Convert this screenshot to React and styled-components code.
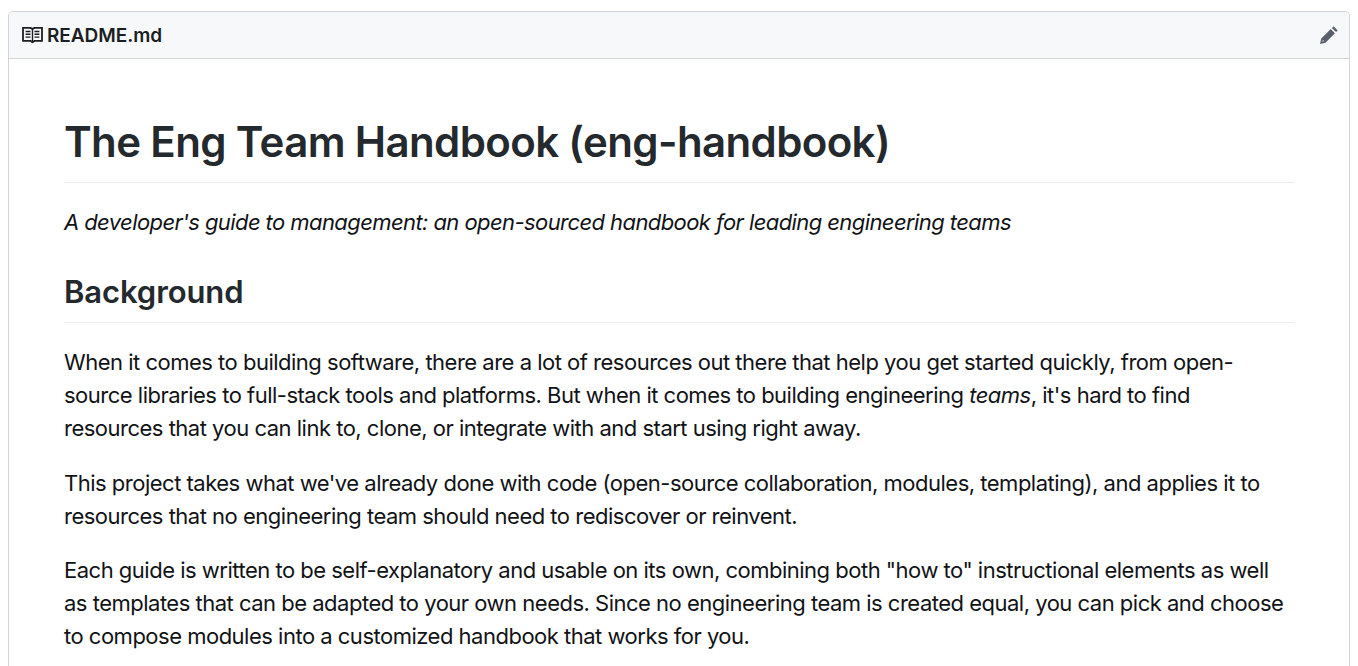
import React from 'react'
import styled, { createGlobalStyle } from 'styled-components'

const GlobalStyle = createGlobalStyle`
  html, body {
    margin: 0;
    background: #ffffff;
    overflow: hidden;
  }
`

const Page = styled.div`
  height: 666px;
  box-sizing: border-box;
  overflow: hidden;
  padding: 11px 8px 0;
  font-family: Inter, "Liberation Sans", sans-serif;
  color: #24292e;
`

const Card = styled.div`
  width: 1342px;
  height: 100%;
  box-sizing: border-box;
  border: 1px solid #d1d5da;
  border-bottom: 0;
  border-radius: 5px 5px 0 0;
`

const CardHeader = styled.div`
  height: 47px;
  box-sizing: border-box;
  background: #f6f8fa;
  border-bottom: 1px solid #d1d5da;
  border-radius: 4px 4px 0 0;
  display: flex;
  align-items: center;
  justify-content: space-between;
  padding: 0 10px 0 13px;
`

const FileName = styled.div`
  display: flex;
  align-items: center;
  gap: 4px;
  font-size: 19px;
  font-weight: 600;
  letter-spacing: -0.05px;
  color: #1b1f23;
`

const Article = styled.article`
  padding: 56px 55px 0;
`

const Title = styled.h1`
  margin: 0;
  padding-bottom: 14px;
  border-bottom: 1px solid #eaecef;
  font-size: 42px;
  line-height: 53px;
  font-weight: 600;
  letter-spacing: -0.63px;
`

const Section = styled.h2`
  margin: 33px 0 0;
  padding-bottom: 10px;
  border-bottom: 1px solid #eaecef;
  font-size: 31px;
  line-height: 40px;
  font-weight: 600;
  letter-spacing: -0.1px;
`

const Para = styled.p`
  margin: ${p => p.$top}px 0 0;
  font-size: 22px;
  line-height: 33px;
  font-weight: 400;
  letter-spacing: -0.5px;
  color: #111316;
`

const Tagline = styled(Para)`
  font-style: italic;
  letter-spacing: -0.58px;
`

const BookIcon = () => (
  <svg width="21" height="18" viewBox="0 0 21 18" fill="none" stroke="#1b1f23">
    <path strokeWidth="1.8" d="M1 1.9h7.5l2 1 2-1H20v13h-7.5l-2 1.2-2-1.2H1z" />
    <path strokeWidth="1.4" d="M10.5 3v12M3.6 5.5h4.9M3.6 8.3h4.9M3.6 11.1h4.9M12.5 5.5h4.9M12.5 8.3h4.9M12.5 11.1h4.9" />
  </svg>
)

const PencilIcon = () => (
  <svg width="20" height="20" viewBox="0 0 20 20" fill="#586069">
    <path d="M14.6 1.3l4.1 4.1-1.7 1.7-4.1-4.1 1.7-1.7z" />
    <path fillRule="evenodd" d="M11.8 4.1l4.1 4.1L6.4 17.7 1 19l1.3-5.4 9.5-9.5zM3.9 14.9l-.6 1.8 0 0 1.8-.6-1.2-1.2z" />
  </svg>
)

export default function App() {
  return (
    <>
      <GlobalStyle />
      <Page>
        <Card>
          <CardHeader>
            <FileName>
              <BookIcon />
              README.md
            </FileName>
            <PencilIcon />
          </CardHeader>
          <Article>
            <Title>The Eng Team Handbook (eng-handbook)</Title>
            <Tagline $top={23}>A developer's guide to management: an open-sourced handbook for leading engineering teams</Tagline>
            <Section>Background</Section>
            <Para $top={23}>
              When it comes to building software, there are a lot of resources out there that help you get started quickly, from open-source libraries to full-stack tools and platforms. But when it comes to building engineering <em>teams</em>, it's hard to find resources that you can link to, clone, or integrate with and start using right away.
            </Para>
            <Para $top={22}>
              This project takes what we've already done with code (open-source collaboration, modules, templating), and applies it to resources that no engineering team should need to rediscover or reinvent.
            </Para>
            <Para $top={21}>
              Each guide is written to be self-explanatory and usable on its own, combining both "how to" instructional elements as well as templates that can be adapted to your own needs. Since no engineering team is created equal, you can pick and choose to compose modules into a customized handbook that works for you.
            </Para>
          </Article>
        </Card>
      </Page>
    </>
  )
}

==

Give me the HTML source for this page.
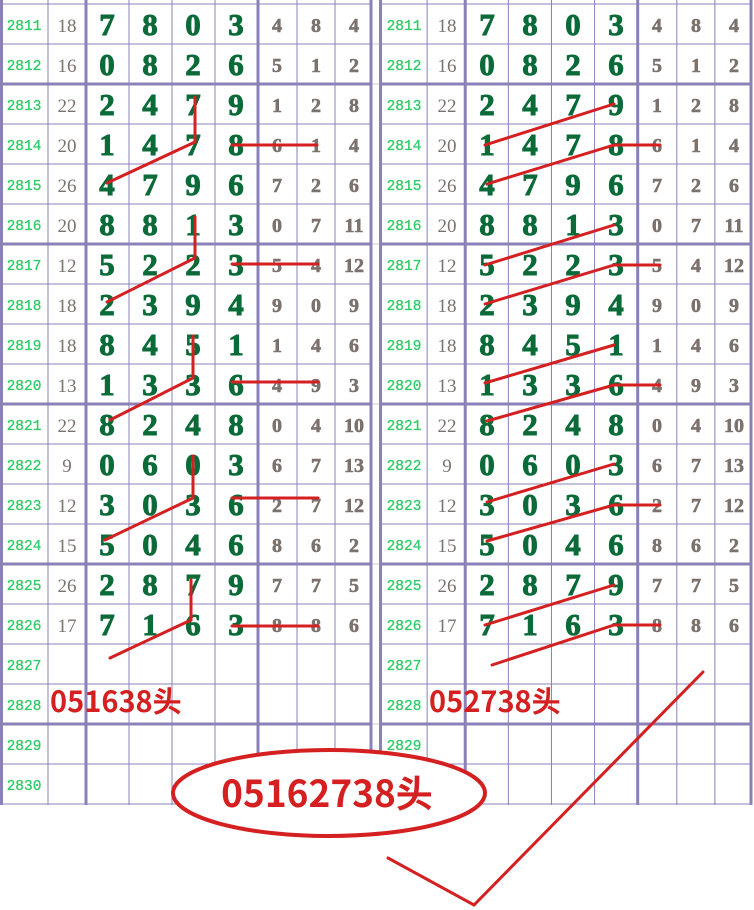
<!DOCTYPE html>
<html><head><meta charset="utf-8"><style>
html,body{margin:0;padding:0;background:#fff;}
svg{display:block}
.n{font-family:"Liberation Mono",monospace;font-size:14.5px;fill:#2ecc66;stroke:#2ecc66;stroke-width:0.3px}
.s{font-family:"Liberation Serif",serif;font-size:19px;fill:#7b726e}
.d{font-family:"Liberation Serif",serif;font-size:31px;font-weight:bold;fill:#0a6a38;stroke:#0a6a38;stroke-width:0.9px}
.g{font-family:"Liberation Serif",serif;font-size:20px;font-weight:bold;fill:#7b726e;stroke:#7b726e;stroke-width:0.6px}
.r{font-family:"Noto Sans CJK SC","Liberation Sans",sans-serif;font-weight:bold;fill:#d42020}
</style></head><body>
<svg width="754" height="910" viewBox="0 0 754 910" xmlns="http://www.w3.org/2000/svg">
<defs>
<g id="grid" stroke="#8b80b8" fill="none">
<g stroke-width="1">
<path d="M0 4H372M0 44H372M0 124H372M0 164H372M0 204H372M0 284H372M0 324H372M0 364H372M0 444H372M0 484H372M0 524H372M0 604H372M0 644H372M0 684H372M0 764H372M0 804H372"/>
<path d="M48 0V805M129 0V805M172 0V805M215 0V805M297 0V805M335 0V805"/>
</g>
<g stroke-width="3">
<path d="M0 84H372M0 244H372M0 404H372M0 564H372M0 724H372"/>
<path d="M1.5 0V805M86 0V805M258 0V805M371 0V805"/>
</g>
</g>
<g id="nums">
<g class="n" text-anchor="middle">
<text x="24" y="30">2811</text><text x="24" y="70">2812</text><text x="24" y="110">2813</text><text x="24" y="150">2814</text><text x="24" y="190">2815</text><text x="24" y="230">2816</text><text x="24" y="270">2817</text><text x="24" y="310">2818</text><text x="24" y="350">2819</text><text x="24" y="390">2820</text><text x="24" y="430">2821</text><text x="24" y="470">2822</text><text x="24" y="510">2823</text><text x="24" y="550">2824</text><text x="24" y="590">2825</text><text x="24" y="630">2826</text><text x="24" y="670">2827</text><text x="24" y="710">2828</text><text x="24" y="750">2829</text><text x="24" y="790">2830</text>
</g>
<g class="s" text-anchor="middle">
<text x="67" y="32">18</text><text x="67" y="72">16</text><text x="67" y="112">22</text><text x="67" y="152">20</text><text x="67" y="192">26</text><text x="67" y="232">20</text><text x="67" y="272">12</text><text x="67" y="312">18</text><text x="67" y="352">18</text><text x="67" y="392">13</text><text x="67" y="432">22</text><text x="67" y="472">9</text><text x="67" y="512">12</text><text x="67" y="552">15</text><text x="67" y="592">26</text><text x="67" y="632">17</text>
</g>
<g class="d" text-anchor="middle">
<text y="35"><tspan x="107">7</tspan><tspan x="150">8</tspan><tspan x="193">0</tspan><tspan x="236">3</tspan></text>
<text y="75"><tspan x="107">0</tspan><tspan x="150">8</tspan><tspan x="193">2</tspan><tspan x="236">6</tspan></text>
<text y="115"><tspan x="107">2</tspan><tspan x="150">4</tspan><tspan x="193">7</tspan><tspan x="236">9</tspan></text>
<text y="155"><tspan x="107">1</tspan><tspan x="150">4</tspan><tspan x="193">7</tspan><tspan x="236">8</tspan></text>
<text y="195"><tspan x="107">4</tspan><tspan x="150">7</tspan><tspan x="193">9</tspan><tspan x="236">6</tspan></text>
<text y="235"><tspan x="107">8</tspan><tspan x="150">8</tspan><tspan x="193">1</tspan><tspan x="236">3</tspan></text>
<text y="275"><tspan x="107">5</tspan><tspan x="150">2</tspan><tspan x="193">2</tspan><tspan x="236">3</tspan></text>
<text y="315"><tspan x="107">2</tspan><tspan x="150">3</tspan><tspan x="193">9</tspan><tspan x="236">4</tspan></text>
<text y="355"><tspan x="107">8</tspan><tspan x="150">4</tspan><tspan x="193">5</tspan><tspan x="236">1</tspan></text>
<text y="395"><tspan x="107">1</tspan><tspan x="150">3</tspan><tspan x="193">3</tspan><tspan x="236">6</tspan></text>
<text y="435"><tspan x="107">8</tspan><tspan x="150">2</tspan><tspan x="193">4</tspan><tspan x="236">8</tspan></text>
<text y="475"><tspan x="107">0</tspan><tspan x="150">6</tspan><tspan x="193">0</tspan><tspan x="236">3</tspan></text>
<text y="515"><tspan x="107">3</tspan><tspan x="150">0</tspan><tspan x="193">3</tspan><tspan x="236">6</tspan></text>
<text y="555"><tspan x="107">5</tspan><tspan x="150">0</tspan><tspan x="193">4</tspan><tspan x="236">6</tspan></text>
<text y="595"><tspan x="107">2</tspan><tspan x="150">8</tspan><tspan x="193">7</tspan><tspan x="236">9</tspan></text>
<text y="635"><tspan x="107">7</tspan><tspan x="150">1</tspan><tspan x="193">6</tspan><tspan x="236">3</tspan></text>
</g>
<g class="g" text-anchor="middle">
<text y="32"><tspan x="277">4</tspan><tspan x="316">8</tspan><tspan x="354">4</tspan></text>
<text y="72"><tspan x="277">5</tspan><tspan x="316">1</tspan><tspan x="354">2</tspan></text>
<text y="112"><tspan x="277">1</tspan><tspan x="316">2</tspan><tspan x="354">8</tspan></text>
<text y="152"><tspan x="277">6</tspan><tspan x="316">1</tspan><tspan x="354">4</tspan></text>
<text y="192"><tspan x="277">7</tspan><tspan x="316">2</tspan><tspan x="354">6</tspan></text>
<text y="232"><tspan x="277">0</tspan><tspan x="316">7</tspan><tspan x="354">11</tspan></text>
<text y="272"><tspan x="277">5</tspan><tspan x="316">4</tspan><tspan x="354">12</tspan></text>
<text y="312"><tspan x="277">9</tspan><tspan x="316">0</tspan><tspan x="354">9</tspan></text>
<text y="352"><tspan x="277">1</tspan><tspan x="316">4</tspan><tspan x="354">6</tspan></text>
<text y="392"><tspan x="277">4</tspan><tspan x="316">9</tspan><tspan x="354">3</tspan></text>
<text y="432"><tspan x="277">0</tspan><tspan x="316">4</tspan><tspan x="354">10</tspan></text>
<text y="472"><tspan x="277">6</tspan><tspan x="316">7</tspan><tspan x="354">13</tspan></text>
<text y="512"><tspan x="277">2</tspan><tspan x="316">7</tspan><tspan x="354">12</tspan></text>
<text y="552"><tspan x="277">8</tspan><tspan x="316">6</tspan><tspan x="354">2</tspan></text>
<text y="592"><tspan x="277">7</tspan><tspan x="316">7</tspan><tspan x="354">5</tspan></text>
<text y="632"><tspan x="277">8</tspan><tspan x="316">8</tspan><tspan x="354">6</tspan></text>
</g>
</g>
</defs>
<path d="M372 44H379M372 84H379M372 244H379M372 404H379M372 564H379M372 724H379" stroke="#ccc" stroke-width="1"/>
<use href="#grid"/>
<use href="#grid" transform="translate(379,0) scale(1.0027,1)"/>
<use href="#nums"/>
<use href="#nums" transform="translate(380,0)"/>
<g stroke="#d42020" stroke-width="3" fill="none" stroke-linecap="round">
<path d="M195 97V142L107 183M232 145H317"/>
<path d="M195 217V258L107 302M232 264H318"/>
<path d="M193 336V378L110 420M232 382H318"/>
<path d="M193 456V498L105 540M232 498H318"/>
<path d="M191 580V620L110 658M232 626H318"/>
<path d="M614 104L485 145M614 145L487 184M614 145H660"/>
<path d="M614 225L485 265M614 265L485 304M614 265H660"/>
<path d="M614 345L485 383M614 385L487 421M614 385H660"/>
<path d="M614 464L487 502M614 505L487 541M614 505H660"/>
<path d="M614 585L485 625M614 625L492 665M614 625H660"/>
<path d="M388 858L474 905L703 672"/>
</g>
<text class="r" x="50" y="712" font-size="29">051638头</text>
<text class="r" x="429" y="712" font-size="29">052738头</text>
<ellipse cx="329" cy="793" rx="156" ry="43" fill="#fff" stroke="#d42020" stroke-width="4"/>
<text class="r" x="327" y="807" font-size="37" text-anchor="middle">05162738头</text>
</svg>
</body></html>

---

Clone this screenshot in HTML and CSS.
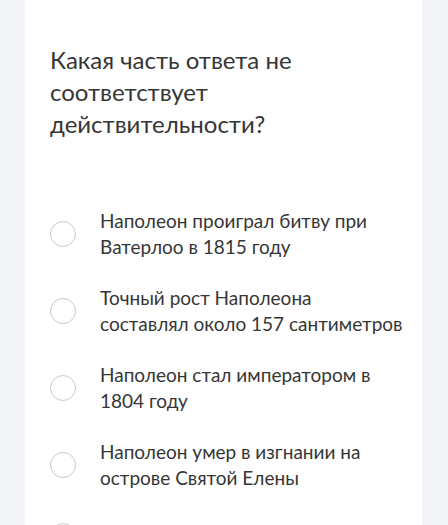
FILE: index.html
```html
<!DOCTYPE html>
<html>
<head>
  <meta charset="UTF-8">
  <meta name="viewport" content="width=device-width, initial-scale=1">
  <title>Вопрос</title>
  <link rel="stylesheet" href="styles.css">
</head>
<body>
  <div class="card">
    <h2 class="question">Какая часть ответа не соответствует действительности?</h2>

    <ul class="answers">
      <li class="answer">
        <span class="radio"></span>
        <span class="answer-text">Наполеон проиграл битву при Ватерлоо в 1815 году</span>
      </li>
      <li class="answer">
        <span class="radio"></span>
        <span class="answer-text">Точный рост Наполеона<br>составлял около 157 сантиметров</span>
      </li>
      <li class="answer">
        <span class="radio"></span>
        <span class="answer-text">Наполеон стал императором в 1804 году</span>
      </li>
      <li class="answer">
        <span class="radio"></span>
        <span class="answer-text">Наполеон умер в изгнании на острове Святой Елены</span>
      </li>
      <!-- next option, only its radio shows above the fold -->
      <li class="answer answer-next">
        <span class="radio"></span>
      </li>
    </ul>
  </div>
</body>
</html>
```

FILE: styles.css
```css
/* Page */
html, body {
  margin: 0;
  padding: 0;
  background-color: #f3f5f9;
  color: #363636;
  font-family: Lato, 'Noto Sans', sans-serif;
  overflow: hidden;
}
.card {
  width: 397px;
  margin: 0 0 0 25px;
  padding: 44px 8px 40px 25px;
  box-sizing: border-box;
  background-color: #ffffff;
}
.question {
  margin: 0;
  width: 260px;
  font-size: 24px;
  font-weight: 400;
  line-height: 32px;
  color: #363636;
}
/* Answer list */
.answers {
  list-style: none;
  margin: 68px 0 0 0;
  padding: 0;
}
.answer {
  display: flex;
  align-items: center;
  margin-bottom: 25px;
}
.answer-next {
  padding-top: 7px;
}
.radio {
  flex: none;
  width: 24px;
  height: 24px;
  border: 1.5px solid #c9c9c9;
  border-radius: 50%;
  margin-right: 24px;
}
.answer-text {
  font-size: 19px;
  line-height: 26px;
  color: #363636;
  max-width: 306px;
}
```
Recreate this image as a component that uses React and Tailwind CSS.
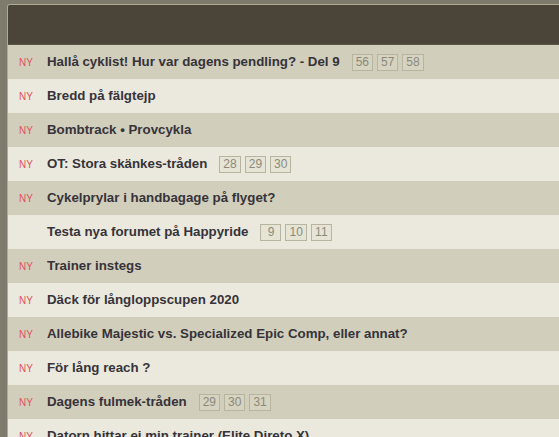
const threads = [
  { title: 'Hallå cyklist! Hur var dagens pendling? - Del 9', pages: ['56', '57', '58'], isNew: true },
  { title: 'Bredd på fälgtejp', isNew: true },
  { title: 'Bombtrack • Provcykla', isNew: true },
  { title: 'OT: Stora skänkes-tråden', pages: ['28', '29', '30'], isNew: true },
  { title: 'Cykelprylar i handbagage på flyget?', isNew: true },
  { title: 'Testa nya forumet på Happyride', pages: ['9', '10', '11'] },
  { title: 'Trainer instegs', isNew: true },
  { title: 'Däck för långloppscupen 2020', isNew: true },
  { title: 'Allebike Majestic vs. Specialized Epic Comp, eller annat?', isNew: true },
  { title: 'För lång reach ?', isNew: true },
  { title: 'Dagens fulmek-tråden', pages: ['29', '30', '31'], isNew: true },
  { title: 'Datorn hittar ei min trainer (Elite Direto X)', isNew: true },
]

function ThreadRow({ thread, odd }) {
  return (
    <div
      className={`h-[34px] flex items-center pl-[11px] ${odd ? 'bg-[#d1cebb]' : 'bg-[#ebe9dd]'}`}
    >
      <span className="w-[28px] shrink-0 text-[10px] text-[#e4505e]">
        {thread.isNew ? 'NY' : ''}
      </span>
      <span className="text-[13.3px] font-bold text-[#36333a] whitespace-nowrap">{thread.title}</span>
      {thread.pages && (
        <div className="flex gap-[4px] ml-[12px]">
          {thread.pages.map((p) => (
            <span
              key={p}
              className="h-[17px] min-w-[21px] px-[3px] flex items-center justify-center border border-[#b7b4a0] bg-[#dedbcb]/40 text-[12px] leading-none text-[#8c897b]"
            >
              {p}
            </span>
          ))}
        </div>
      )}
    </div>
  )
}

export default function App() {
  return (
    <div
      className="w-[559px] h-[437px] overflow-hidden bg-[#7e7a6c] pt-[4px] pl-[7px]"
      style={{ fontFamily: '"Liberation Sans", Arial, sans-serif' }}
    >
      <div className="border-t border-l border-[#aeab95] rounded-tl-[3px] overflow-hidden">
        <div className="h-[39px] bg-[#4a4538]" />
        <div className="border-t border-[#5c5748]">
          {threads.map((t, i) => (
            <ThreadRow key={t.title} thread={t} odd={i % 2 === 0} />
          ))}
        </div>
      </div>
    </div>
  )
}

OBJECTIVE
Using the listing above, list every line in which the string "React" occurs.

THE COMPLETED TASK
Convert this screenshot to React and styled-components code.
import React from 'react'
Recreate this image as a component that uses React and Tailwind CSS.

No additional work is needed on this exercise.